RiNo has been booming for years, and Schunk said Edens wasn’t the first company to eye VOA’s property for possible redevelopment.
For a while, the nonprofit felt it didn’t need to sell, he said.
Then, one day in 2019, Schunk got a call that a truck driver, struggling to operate in an increasingly congested part of town, had missed a turn and ran into one of VOA’s buildings along Larimer, causing damage that necessitated the addition of structure framing.
That, and comments Schunk got when he was hired in 2018, made him willing to think about other options.
“When I got here, one of the first things our board let me know, as well as some of our staff, was that we’d outgrown our space,” Schunk said. “Not from an administrative perspective, but our kitchen.”
Schunk said the nonprofit could have tried to buy an industrial building on its own, but making that happen would have been challenging financially. Edens, however, was willing to take VOA’s specifications and find an appropriate property, even though the company doesn’t normally buy industrial buildings.
“For us to go acquire one on our own … we’d be funding that ourselves, taking away from what we do for our clients,” Schunk said.
About 100 VOA staff work on the block now, Schunk said. About 60 will move to Commerce City when that building is up and running. That will leave about 40 people working out of the headquarters, although Schunk said he expects that figure to grow.
Plans that Edens submitted to the city last month call for the construction of multiple buildings with up to seven stories along Larimer Street, and up to five stories on the Lawrence side.
The plans also call for the development of several parcels across 26th Street from the VOA block.

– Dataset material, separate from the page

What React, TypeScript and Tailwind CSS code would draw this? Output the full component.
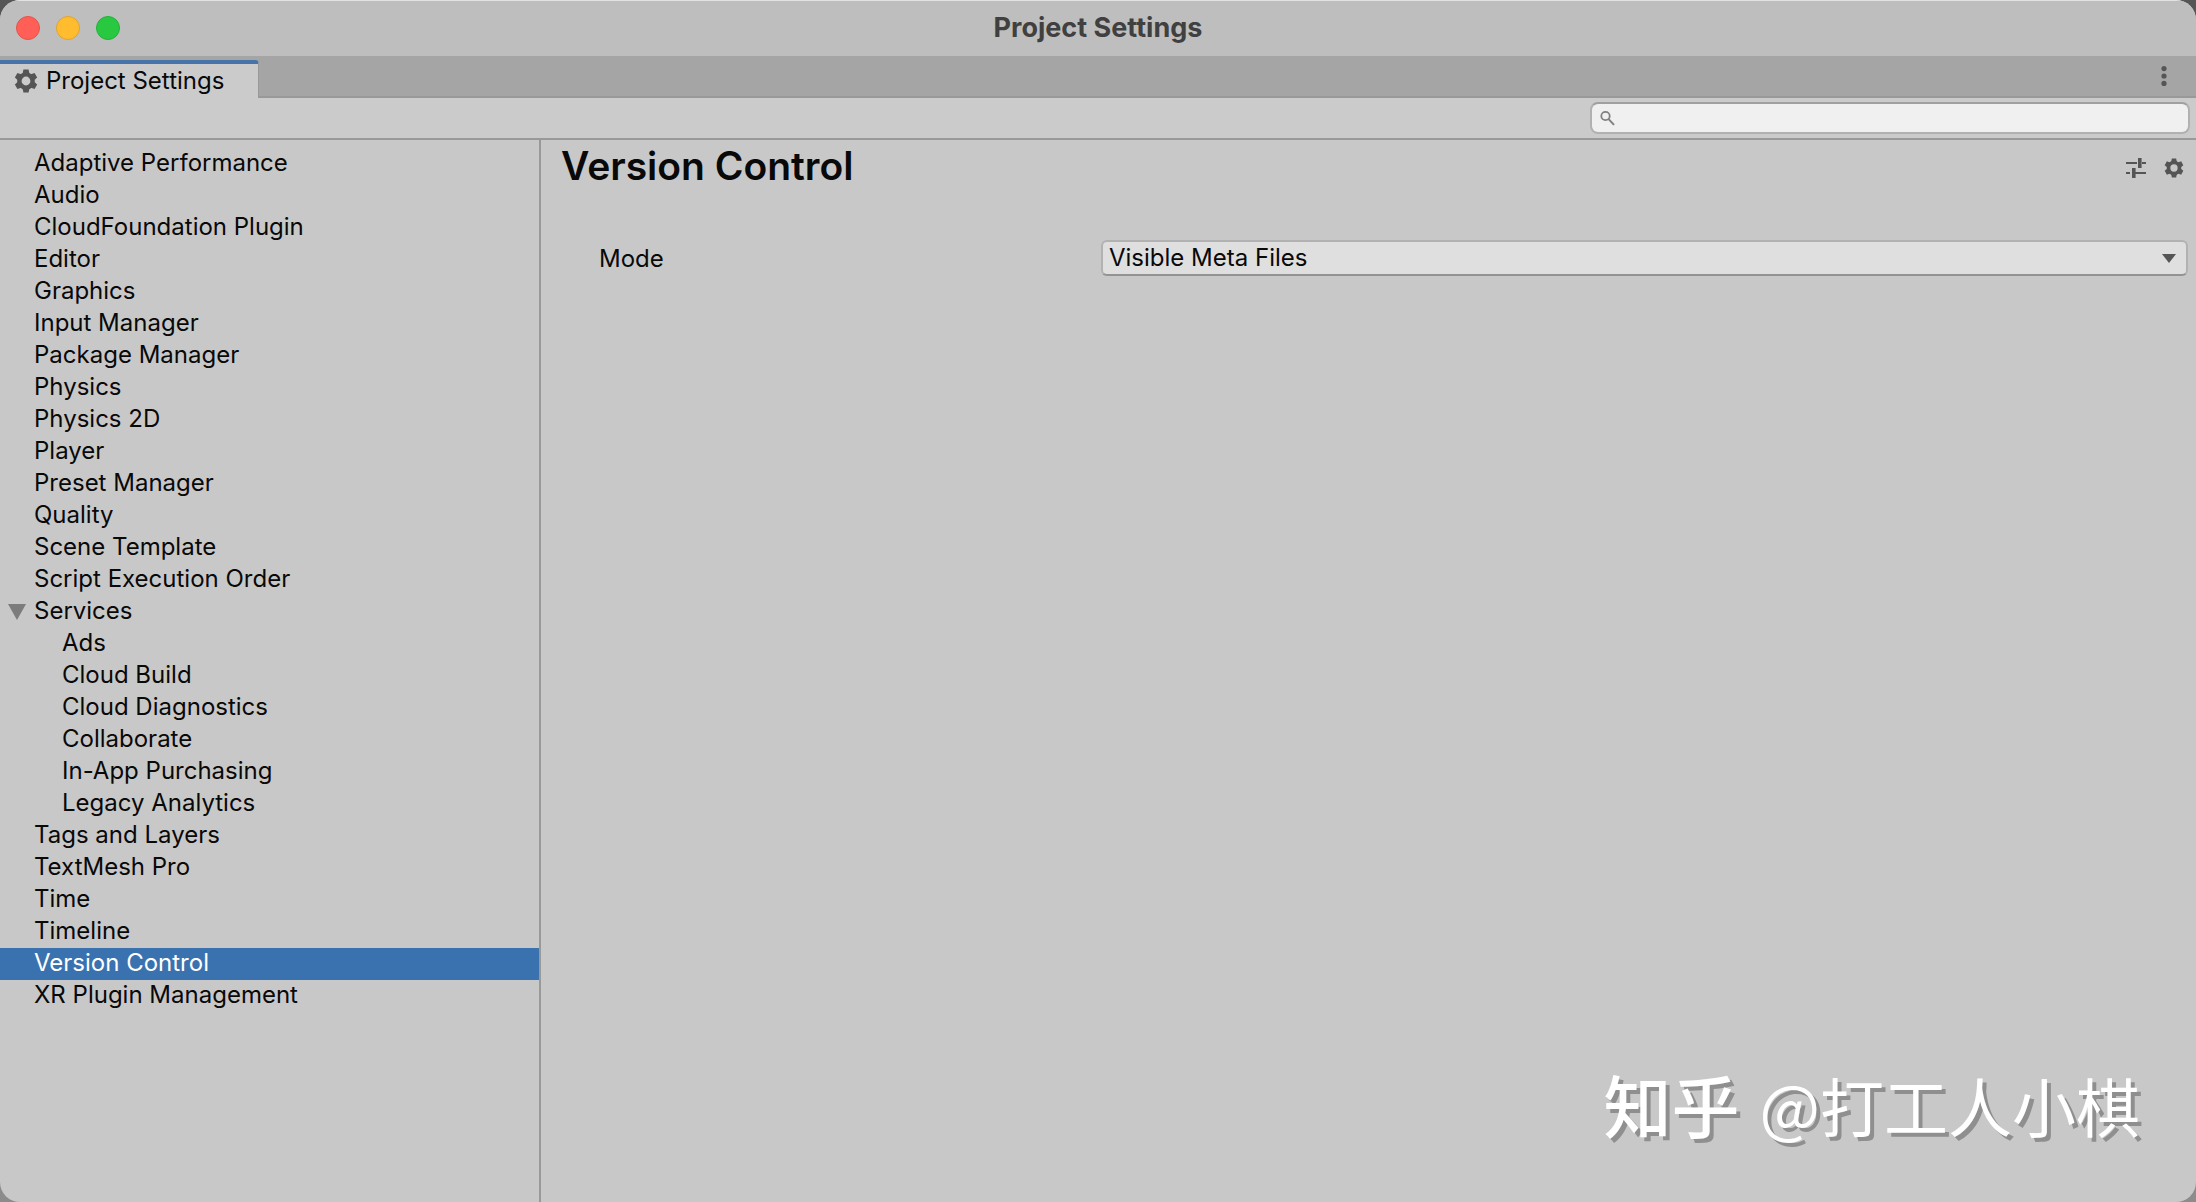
import { useState } from 'react';

interface SettingsItem {
  name: string;
  children?: string[];
}

const ITEMS: SettingsItem[] = [
  { name: 'Adaptive Performance' },
  { name: 'Audio' },
  { name: 'CloudFoundation Plugin' },
  { name: 'Editor' },
  { name: 'Graphics' },
  { name: 'Input Manager' },
  { name: 'Package Manager' },
  { name: 'Physics' },
  { name: 'Physics 2D' },
  { name: 'Player' },
  { name: 'Preset Manager' },
  { name: 'Quality' },
  { name: 'Scene Template' },
  { name: 'Script Execution Order' },
  {
    name: 'Services',
    children: [
      'Ads',
      'Cloud Build',
      'Cloud Diagnostics',
      'Collaborate',
      'In-App Purchasing',
      'Legacy Analytics',
    ],
  },
  { name: 'Tags and Layers' },
  { name: 'TextMesh Pro' },
  { name: 'Time' },
  { name: 'Timeline' },
  { name: 'Version Control' },
  { name: 'XR Plugin Management' },
];

function GearIcon({ className }: { className: string }) {
  return (
    <svg className={className} viewBox="0 0 24 24">
      <circle cx="12" cy="12" r="6.6" fill="none" stroke="#555555" strokeWidth="4.4" />
      {[0, 60, 120, 180, 240, 300].map((angle) => (
        <path key={angle} d="M9.4 0.6h5.2l.9 4.6h-7z" fill="#555555" transform={`rotate(${angle} 12 12)`} />
      ))}
    </svg>
  );
}

function TitleBar() {
  return (
    <header className="grid h-14 grid-cols-[1fr_auto_1fr] items-center border-t border-[#e2e2e2] bg-[#bebebe] px-4 pb-0.5">
      <div className="flex gap-4">
        <button aria-label="Close" className="size-6 rounded-full border border-[#e2544b] bg-[#ff5f57]" />
        <button aria-label="Minimize" className="size-6 rounded-full border border-[#e0a32e] bg-[#febc2e]" />
        <button aria-label="Zoom" className="size-6 rounded-full border border-[#24b03a] bg-[#28c840]" />
      </div>
      <h1 className="text-[27px] leading-8 font-bold text-[#404040]">Project Settings</h1>
    </header>
  );
}

function TabBar() {
  return (
    <div className="flex h-[42px] items-end justify-between bg-[#a5a5a5] shadow-[inset_0_-2px_0_#999999]">
      <button className="flex h-[38px] w-[259px] items-center gap-2 rounded-tr border-t-4 border-r border-t-[#4673aa] border-r-[#999999] bg-[#cbcbcb] pl-[14px]">
        <GearIcon className="size-6" />
        Project Settings
      </button>
      <button aria-label="Tab menu" className="mr-[26px] mb-3">
        <svg className="h-5 w-[12px] fill-[#555555]" viewBox="0 0 12 20">
          <circle cx="6" cy="2.6" r="2.6" />
          <circle cx="6" cy="10" r="2.6" />
          <circle cx="6" cy="17.4" r="2.6" />
        </svg>
      </button>
    </div>
  );
}

function Toolbar() {
  return (
    <div className="flex h-[42px] items-start justify-end border-b-2 border-[#999999] bg-[#cbcbcb] px-[6px] pt-1">
      <label className="flex h-8 w-[600px] items-center rounded-lg border-2 border-[#b1b1b1] border-t-[#a0a0a0] bg-[#f0f0f0] pl-2">
        <svg className="size-4 fill-none stroke-[#808080]" viewBox="0 0 16 16">
          <circle cx="5.5" cy="6" r="4.2" strokeWidth="1.8" />
          <path d="M8.6 9.1 14 14.9" strokeWidth="2" />
        </svg>
        <input type="text" aria-label="Search settings" className="min-w-0 flex-1 bg-transparent px-2 outline-none" />
      </label>
    </div>
  );
}

interface SidebarProps {
  selected: string;
  onSelect: (name: string) => void;
}

function Sidebar({ selected, onSelect }: SidebarProps) {
  const [open, setOpen] = useState(true);

  return (
    <nav className="w-[541px] shrink-0 border-r-2 border-[#999999] pt-2">
      <ul>
        {ITEMS.map((item) => (
          <li key={item.name}>
            <div className={`flex h-8 items-center pb-0.5 ${selected === item.name ? 'bg-[#3a72b0] text-white' : ''}`}>
              <div className="flex w-[34px] shrink-0 pt-0.5 pl-2">
                {item.children && (
                  <button aria-label={`Toggle ${item.name}`} aria-expanded={open} onClick={() => setOpen(!open)}>
                    <svg className="h-4 w-[18px] fill-[#7c7c7c]" viewBox="0 0 18 16">
                      <path d="M0 0h18L9 16z" />
                    </svg>
                  </button>
                )}
              </div>
              <button className="flex-1 text-left" onClick={() => onSelect(item.name)}>
                {item.name}
              </button>
            </div>
            {item.children && open && (
              <ul>
                {item.children.map((child) => (
                  <li key={child} className={`flex h-8 items-center pb-0.5 pl-[62px] ${selected === child ? 'bg-[#3a72b0] text-white' : ''}`}>
                    <button className="flex-1 text-left" onClick={() => onSelect(child)}>
                      {child}
                    </button>
                  </li>
                ))}
              </ul>
            )}
          </li>
        ))}
      </ul>
    </nav>
  );
}

function SettingsPanel({ title }: { title: string }) {
  return (
    <main className="min-w-0 flex-1 pt-1 pr-2 pl-5">
      <div className="flex h-12 items-center justify-between">
        <h2 className="pb-1 text-[39px] leading-[44px] font-semibold">{title}</h2>
        <div className="flex items-center gap-[18px] pr-1">
          <button aria-label="Presets">
            <svg className="size-5 fill-[#555555]" viewBox="0 0 20 20">
              <path d="M0 4h11v2H0zM16 4h4v2h-4zM12 0h3.6v10H12zM0 14h4v2H0zM9 14h11v2H9zM6 10h3.6v10H6z" />
            </svg>
          </button>
          <button aria-label="Settings menu">
            <GearIcon className="size-5" />
          </button>
        </div>
      </div>
      <div className="mt-12 flex h-9 items-center">
        <label htmlFor="mode" className="w-[540px] shrink-0 pt-0.5 pl-[38px]">
          Mode
        </label>
        <div className="grid min-w-0 flex-1 items-center">
          <select
            id="mode"
            className="col-start-1 row-start-1 h-9 appearance-none rounded-md border-2 border-[#b2b2b2] border-b-[#939393] bg-[#dfdfdf] pl-[6px] outline-none"
          >
            <option>Visible Meta Files</option>
            <option>Hidden Meta Files</option>
          </select>
          <svg className="pointer-events-none col-start-1 row-start-1 mr-3 h-[9px] w-[14px] justify-self-end fill-[#555555]" viewBox="0 0 14 9">
            <path d="M0 0h14L7 9z" />
          </svg>
        </div>
      </div>
    </main>
  );
}

export default function App() {
  const [selected, setSelected] = useState('Version Control');

  return (
    <div className="min-h-screen bg-linear-to-b from-[#555555] to-[#8c8c8c]">
      <div className="relative flex min-h-screen flex-col overflow-hidden rounded-[20px] bg-[#c8c8c8] font-['Inter',sans-serif] text-[24px] leading-8 text-[#090909]">
        <TitleBar />
        <TabBar />
        <Toolbar />
        <div className="flex flex-1">
          <Sidebar selected={selected} onSelect={setSelected} />
          <SettingsPanel title={selected} />
        </div>

        {/* Watermark */}
        <div className="pointer-events-none absolute right-[56px] bottom-[52px] flex items-center gap-5 font-['Noto_Sans_CJK_SC',sans-serif] text-[64px] leading-[92px] text-white [text-shadow:4px_4px_0_#8f8f8f]">
          <span className="text-[68px] font-medium">知乎</span>
          <span>@打工人小棋</span>
        </div>
      </div>
    </div>
  );
}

Edens purchased those properties from separate sellers last year.
The overall project could have about 85,000 square feet of retail space, and about 379 residential units on the upper floors, according to the plans.
Renderings the company provided to BusinessDen show an activated alleyway in the middle of the project, similar to the one that already exists behind Denver Central Market.
Kiler said Edens hopes to attract tenants that the company feels the area currently lacks. One need is a small-format grocery store, he said.
“For brick-and-mortar retail to succeed, it’s all about bringing people together,” Kiler said.
Edens may seek to partner with another firm on the multifamily component of the project, Kiler said. Construction would likely take two years.
The underground parking added as part of the project could free up the 11,000-square-foot surface lot across the street at 2631 Larimer St. to become “flex space,” used for community events instead of cars, Kiler said. But he doesn’t think the area really needs more parking when the massive Coors Field lots two blocks away often sit empty.
“The neighborhood has a parking frustration problem, but not a parking resource problem,” he said.
Edens’ emphasis on drawing people in will even extend to its renovation of the VOA headquarters building. Schunk and Kiler said the plan is to create a “heritage museum” on the building’s ground floor detailing the history of the organization, which is celebrating its 125th anniversary this year.
“The real point of the story will be how generous Coloradans have been in times of need,” Schunk said.